The early stratification of the at-risk patient begins with the consultation for the primary operation. In select patients, sternotomy may be avoided all together by using alternative surgical approaches such as thoracotomy or more minimally invasive strategies such as mini-sternotomy. In addition, those patients identified as high risk preoperatively should have optimization of their secondary risk factors addressed as best as possible prior to any intervention. Factors such as improved glycemic control and optimization of pulmonary disease is crucial. Numerous studies⁸ have documented that an elevated HbBA1C preoperatively may result in higher rates of postoperative wound infections. Moreover, for the sternotomy patient, poorly controlled chronic obstructive pulmonary disease (COPD) and ongoing tobacco abuse may potentiate postoperative pneumonia and increased coughing which would markedly increase the rate of sternal non-union and sternal dehiscence leading to possible mediastinitis. Smoking cessation and glycemic control in the preoperative period should be undertaken whenever possible.

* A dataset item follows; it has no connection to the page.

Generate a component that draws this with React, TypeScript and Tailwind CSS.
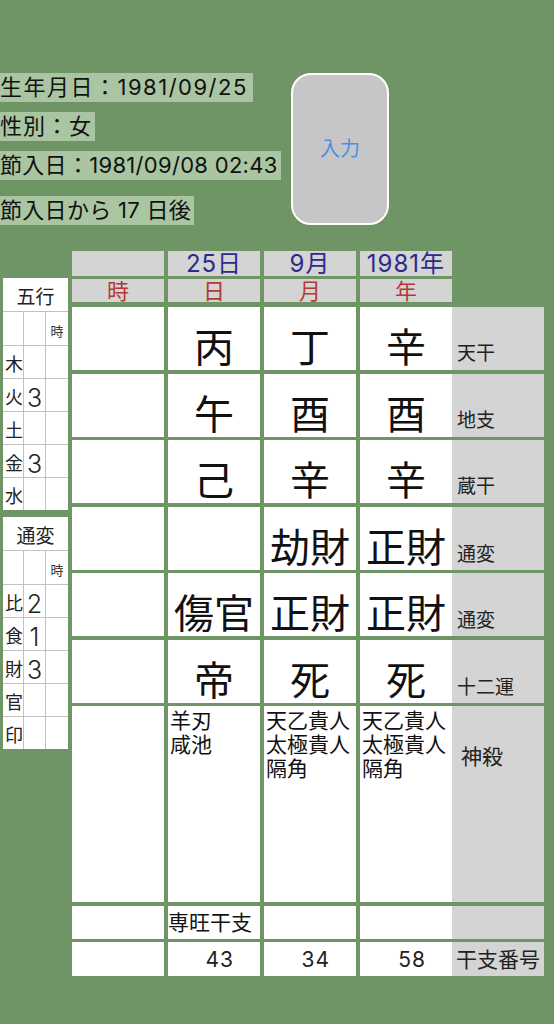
const INFO = [
  { text: "生年月日：1981/09/25", cls: "mt-0 tracking-[1.5px] pr-[5px]" },
  { text: "性別：女", cls: "mt-[10px] tracking-[1px] pr-[3px]" },
  { text: "節入日：1981/09/08 02:43", cls: "mt-[10px] tracking-[0.3px] pr-[3px]" },
  { text: "節入日から 17 日後", cls: "mt-[16px] tracking-[0.3px] pr-[3px]" },
];

const MAIN_ROWS = [
  { cells: ["", "丙", "丁", "辛"], label: "天干", pb: "pb-[7px]" },
  { cells: ["", "午", "酉", "酉"], label: "地支", pb: "pb-[7px]" },
  { cells: ["", "己", "辛", "辛"], label: "蔵干", pb: "pb-[7px]" },
  { cells: ["", "", "劫財", "正財"], label: "通変", pb: "pb-[6px]" },
  { cells: ["", "傷官", "正財", "正財"], label: "通変", pb: "pb-[6px]" },
  { cells: ["", "帝", "死", "死"], label: "十二運", pb: "pb-[6px]" },
];

const SHINSATSU = [[], ["羊刃", "咸池"], ["天乙貴人", "太極貴人", "隔角"], ["天乙貴人", "太極貴人", "隔角"]];

function SmallTable({ title, rows }: { title: string; rows: [string, string][] }) {
  return (
    <div className="w-[65px] bg-white">
      <div className="h-[33px] flex items-end justify-center pb-[4px] text-[19px] leading-none text-[#222]">
        {title}
      </div>
      <div className="h-[34px] grid grid-cols-[21px_22px_22px] border-t border-[#c2c2c2]">
        <div className="border-r border-[#c2c2c2]" />
        <div className="border-r border-[#c2c2c2]" />
        <div className="flex items-center justify-center pt-[6px] text-[13px] leading-none text-[#333]">時</div>
      </div>
      {rows.map(([k, v]) => (
        <div key={k} className="h-[33px] grid grid-cols-[21px_22px_22px] border-t border-[#c2c2c2]">
          <div className="border-r border-[#c2c2c2] flex items-end pl-[2px] pb-[4px] text-[18px] leading-none text-[#222]">
            {k}
          </div>
          <div className="border-r border-[#c2c2c2] flex items-end justify-center text-[25px] font-light leading-none text-[#222]">
            {v}
          </div>
          <div />
        </div>
      ))}
    </div>
  );
}

export default function App() {
  return (
    <div className="w-full h-[1024px] bg-[#6f9566] overflow-hidden text-[#111] font-[family-name:Inter,'Noto_Sans_CJK_JP',sans-serif]">
      {/* top info */}
      <div className="flex pt-[73px]">
        <div className="w-[291px] flex flex-col items-start">
          {INFO.map((l) => (
            <div key={l.text} className={`${l.cls} h-[29px] leading-[29px] bg-[#a9c5a1] text-[22px] whitespace-nowrap`}>
              {l.text}
            </div>
          ))}
        </div>
        <button className="w-[98px] h-[152px] rounded-[20px] border-2 border-white bg-[#c6c6c8] text-[20px] text-[#4a8fe0]">
          入力
        </button>
      </div>

      {/* chart */}
      <div className="flex items-start mt-[26px]">
        <div className="ml-[3px] mt-[27px] w-[65px] flex flex-col gap-[7px]">
          <SmallTable title="五行" rows={[["木", ""], ["火", "3"], ["土", ""], ["金", "3"], ["水", ""]]} />
          <SmallTable title="通変" rows={[["比", "2"], ["食", "1"], ["財", "3"], ["官", ""], ["印", ""]]} />
        </div>

        <div className="ml-[4px] flex flex-col">
          <div className="flex gap-1">
            {["", "25日", "9月", "1981年"].map((t, i) => (
              <div key={i} className="w-[92px] h-[25px] bg-[#d4d4d4] flex items-end justify-center text-[24px] tracking-[1px] leading-none text-[#2b2b8e] whitespace-nowrap">
                {t}
              </div>
            ))}
          </div>
          <div className="flex gap-1 mt-[3px]">
            {["時", "日", "月", "年"].map((t) => (
              <div key={t} className="w-[92px] h-[23px] bg-[#d4d4d4] flex items-end justify-center text-[22px] leading-none text-[#b33b37]">
                {t}
              </div>
            ))}
          </div>

          <div className="flex flex-col gap-[3.5px] mt-[5px]">
            {MAIN_ROWS.map((r, ri) => (
              <div key={ri} className="flex">
                <div className="flex gap-1">
                  {r.cells.map((c, ci) => (
                    <div key={ci} className="w-[92px] h-[63px] bg-white flex items-end justify-center pb-[2px] text-[40px] leading-none whitespace-nowrap">
                      {c}
                    </div>
                  ))}
                </div>
                <div className={`w-[92px] h-[63px] bg-[#d4d4d4] flex items-end pl-[5px] ${r.pb} text-[19px] leading-none text-[#222]`}>
                  {r.label}
                </div>
              </div>
            ))}

            <div className="flex">
              <div className="flex gap-1">
                {SHINSATSU.map((lines, ci) => (
                  <div key={ci} className="w-[92px] h-[196px] bg-white pt-[3px] pl-[2px] text-[21px] leading-[24px] whitespace-nowrap">
                    {lines.map((l) => (
                      <div key={l}>{l}</div>
                    ))}
                  </div>
                ))}
              </div>
              <div className="w-[92px] h-[196px] bg-[#d4d4d4] pt-[40px] pl-[9px] text-[21px] leading-none text-[#222]">神殺</div>
            </div>

            <div className="flex">
              <div className="flex gap-1">
                {["", "専旺干支", "", ""].map((t, ci) => (
                  <div key={ci} className="w-[92px] h-[33px] bg-white flex items-center text-[21px] leading-none whitespace-nowrap">
                    {t}
                  </div>
                ))}
              </div>
              <div className="w-[92px] h-[33px] bg-[#d4d4d4]" />
            </div>

            <div className="flex">
              <div className="flex gap-1">
                {["", "43", "34", "58"].map((t, ci) => (
                  <div key={ci} className="w-[92px] h-[34px] bg-white flex items-center justify-end pr-[26px] text-[21px] tracking-[1px] leading-none text-[#222]">
                    {t}
                  </div>
                ))}
              </div>
              <div className="w-[92px] h-[34px] bg-[#d4d4d4] flex items-center pl-[4px] text-[21px] leading-none text-[#222] whitespace-nowrap">
                干支番号
              </div>
            </div>
          </div>
        </div>
      </div>
    </div>
  );
}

In addition, if patients are on steroid therapy for comorbid conditions, a dose-reduction strategy—under the supervision of the prescribing physician—should be considered as high dose and chronic steroid therapy place the patient at higher risk during the intraoperative period.

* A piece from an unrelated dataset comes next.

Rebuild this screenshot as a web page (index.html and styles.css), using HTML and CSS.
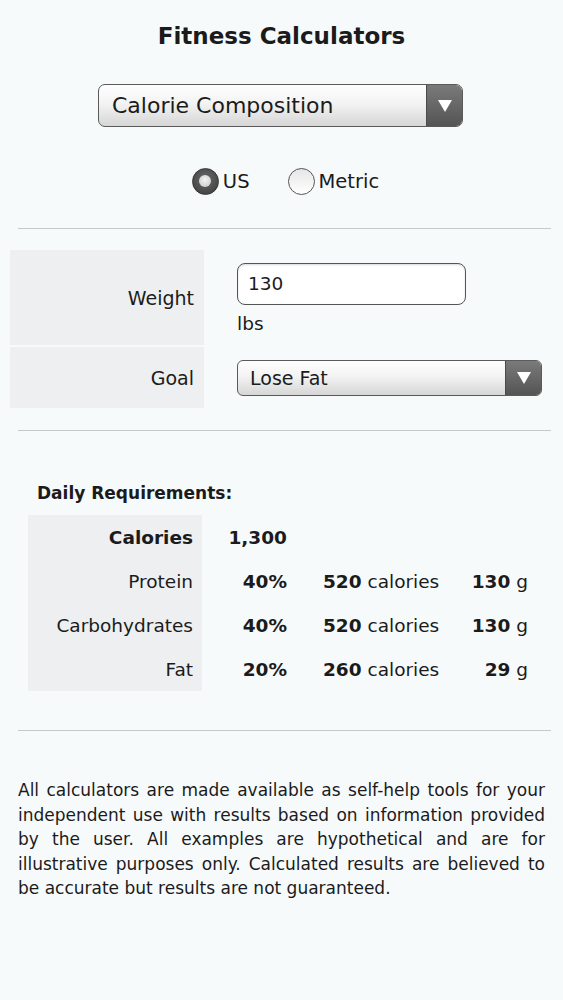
FILE: index.html
```html
<!DOCTYPE html>
<html>
<head>
<meta charset="utf-8">
<title>Fitness Calculators</title>
<link rel="stylesheet" href="styles.css">
</head>
<body>
<div class="page">
  <h1 class="title">Fitness Calculators</h1>

  <div class="select select-main">
    <span class="select-text">Calorie Composition</span>
    <span class="select-arrow"><span class="tri"></span></span>
  </div>

  <div class="units">
    <label class="radio-item"><span class="radio radio-on"><span class="dot"></span></span><span>US</span></label>
    <label class="radio-item"><span class="radio"></span><span>Metric</span></label>
  </div>

  <div class="rule"></div>

  <div class="form">
    <div class="label-cell row-weight">Weight</div>
    <div class="value-cell row-weight">
      <div class="text-input">130</div>
      <div class="unit">lbs</div>
    </div>
    <div class="label-cell row-goal">Goal</div>
    <div class="value-cell row-goal goal-cell">
      <div class="select select-goal">
        <span class="select-text">Lose Fat</span>
        <span class="select-arrow"><span class="tri"></span></span>
      </div>
    </div>
  </div>

  <div class="rule rule-2"></div>

  <h2 class="section-title">Daily Requirements:</h2>

  <div class="results">
    <div class="r-label strong">Calories</div>
    <div class="r-num strong">1,300</div>
    <div class="r-cal"></div>
    <div class="r-g"></div>

    <div class="r-label">Protein</div>
    <div class="r-num strong">40%</div>
    <div class="r-cal"><span><b>520</b> calories</span></div>
    <div class="r-g"><span><b>130</b> g</span></div>

    <div class="r-label">Carbohydrates</div>
    <div class="r-num strong">40%</div>
    <div class="r-cal"><span><b>520</b> calories</span></div>
    <div class="r-g"><span><b>130</b> g</span></div>

    <div class="r-label">Fat</div>
    <div class="r-num strong">20%</div>
    <div class="r-cal"><span><b>260</b> calories</span></div>
    <div class="r-g"><span><b>29</b> g</span></div>
  </div>

  <div class="rule rule-3"></div>

  <p class="disclaimer">All calculators are made available as self-help tools for your independent use with results based on information provided by the user. All examples are hypothetical and are for illustrative purposes only. Calculated results are believed to be accurate but results are not guaranteed.</p>
</div>
</body>
</html>
```

FILE: styles.css
```css
html, body {
  margin: 0;
  padding: 0;
  background: #f7fafb;
}

body {
  font-family: "DejaVu Sans", "Liberation Sans", sans-serif;
  color: #1b1b1b;
}

.page {
  width: 563px;
  padding-top: 20px;
}

.title {
  margin: 0;
  font-size: 23px;
  line-height: 32px;
  text-align: center;
  font-weight: bold;
}

.select {
  display: flex;
  box-sizing: border-box;
  border: 1px solid #5a5a5a;
  border-radius: 7px;
  background: linear-gradient(#fefefe 0%, #f3f3f3 45%, #d6d6d6 100%);
  overflow: hidden;
  align-items: stretch;
}

.select-main {
  width: 365px;
  height: 43px;
  margin: 32px 0 0 98px;
}

.select-text {
  flex: 1;
  display: flex;
  align-items: center;
  padding-left: 13px;
  font-size: 22px;
}

.select-arrow {
  width: 35px;
  background: linear-gradient(#7a7a7a, #545454);
  display: flex;
  align-items: center;
  justify-content: center;
  border-left: 1px solid #4a4a4a;
}

.tri {
  width: 0;
  height: 0;
  border-left: 7px solid transparent;
  border-right: 7px solid transparent;
  border-top: 12px solid #ffffff;
}

.units {
  display: flex;
  justify-content: center;
  gap: 38px;
  margin-top: 39px;
  height: 30px;
  align-items: center;
  font-size: 19.5px;
  padding-left: 8px;
}

.radio-item {
  display: flex;
  align-items: center;
  gap: 4px;
}

.radio {
  box-sizing: border-box;
  width: 27px;
  height: 27px;
  border-radius: 50%;
  border: 1px solid #555;
  background: linear-gradient(#e6e6e6, #ffffff);
  display: flex;
  align-items: center;
  justify-content: center;
}

.radio-on {
  background: radial-gradient(circle at 50% 40%, #6a6a6a, #3a3a3a);
  border-color: #333;
}

.dot {
  width: 12px;
  height: 12px;
  border-radius: 50%;
  background: radial-gradient(circle at 50% 40%, #f4f4f4, #c4c4c4);
}

.rule {
  margin: 32px 12px 0 18px;
  border-top: 1px solid #c6c8c9;
}

.form {
  display: grid;
  grid-template-columns: 194px 1fr;
  grid-template-rows: 95px 61px;
  row-gap: 2px;
  margin: 21px 0 0 10px;
}

.label-cell {
  background: #eeeff0;
  display: flex;
  align-items: center;
  justify-content: flex-end;
  padding-right: 10px;
  font-size: 19px;
}

.value-cell {
  padding-left: 33px;
}

.row-weight.value-cell {
  padding-top: 13px;
}

.text-input {
  box-sizing: border-box;
  width: 229px;
  height: 42px;
  border: 1px solid #555;
  border-radius: 8px;
  background: #ffffff;
  padding: 9px 0 0 10px;
  font-size: 18.5px;
  box-shadow: inset 0 1px 2px rgba(0, 0, 0, 0.15);
}

.unit {
  font-size: 18.5px;
  line-height: 24px;
  margin-top: 7px;
}

.goal-cell {
  display: flex;
  align-items: center;
}

.select-goal {
  width: 305px;
  height: 36px;
  border-radius: 6px;
}

.select-goal .select-text {
  padding-left: 12px;
  font-size: 19px;
}

.select-goal .select-arrow {
  width: 35px;
}

.rule-2 {
  margin-top: 22px;
}

.section-title {
  margin: 50px 0 0 37px;
  font-size: 17px;
  line-height: 24px;
  font-weight: bold;
}

.results {
  display: grid;
  grid-template-columns: 174px 95px 152px 89px;
  grid-auto-rows: 44px;
  margin: 10px 0 0 28px;
  font-size: 18.5px;
}

.results > div {
  display: flex;
  align-items: center;
}

.r-label {
  background: #eeeff0;
  justify-content: flex-end;
  padding-right: 9px;
}

.r-num {
  justify-content: flex-end;
  padding-right: 10px;
}

.r-cal {
  padding-left: 26px;
}

.r-g {
  justify-content: flex-end;
  padding-right: 10px;
}

.results b,
.strong {
  font-weight: bold;
}

.rule-3 {
  margin-top: 39px;
}

.disclaimer {
  margin: 47px 18px 0 18px;
  font-size: 17px;
  line-height: 24.5px;
  text-align: justify;
}
```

Using a meticulous operative technique⁹ is the second step to preventing mediastinitis. Many publications have suggested using lower electrocautery settings and novel plasma and radio frequency (RF) energy-based devices to limit thermal injury to tissues at the time of sternotomy. In addition, minimizing disruption of the bone marrow and limiting the use of bone wax may also encourage improved sternal union and reduce the presence of foreign material for bacterial inoculation and growth. Some centers have advocated the use of special vancomycin-laden putty and other treatments to prevent infection during sternal healing although the data is not conclusive on this treatment approach. Limiting the use of bilateral mammary harvesting to healthier patients with lower body mass index (BMI) and lower total risk factors may also prevent wound healing complications. During mammary harvesting for bypass surgery, many surgeons have recommended a more skeletonized pedicle to minimize disruption of the blood supply to the sternum.

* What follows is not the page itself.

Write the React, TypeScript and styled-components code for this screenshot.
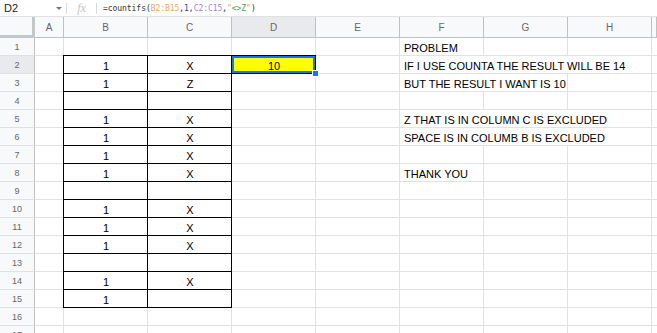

During closure of the sternum, attention to appropriate sternal fixation is required. Those patients with poor bone quality, high BMI, or risk factors such as diabetes and severe COPD are at higher risk of sternal non-union, sternal disruption and the later development of mediastinitis. The use of sternal plating systems or other devices to ensure a more secure sternal closure may prevent later sternal disruption and infection. There are many commercially available systems for consideration and soft tissue handling and tension-free skin closure are other adjunctive measures that may be of benefit in this setting.

Finally, the development of superficial infections—which could lead to deeper sternal infection—should be considered in all high-risk patients as part of the routine course of management of the closed incision as a means to minimize wound dehiscence. In those patients that have risk factors such as poorly controlled diabetes, hypertension, obesity, requirement for postoperative vasopressors or ongoing steroid use, the application of a closed incision negative pressure wound therapy (ci-NPWT) may enhance wound integrity and healing and mitigate wound breakdown. In addition to the application of systems such as the PREVENA™ Incision Management System, the postoperative management should include absolute minimization of sternal load bearing, nutritional supplementation if the patient has a low albumin and aggressive glycemic control during the inpatient admission.

Mediastinitis is a feared and highly morbid condition. Fortunately, the rates are lower today than in the past due to the recognition of how to deal with high-risk patients and due to the greater attention to prevention. By using a multimodal approach that takes into consideration the preoperative characteristics of the high-risk patient, and by careful intraoperative and postoperative management, we may indeed one day make the entity a “never event.”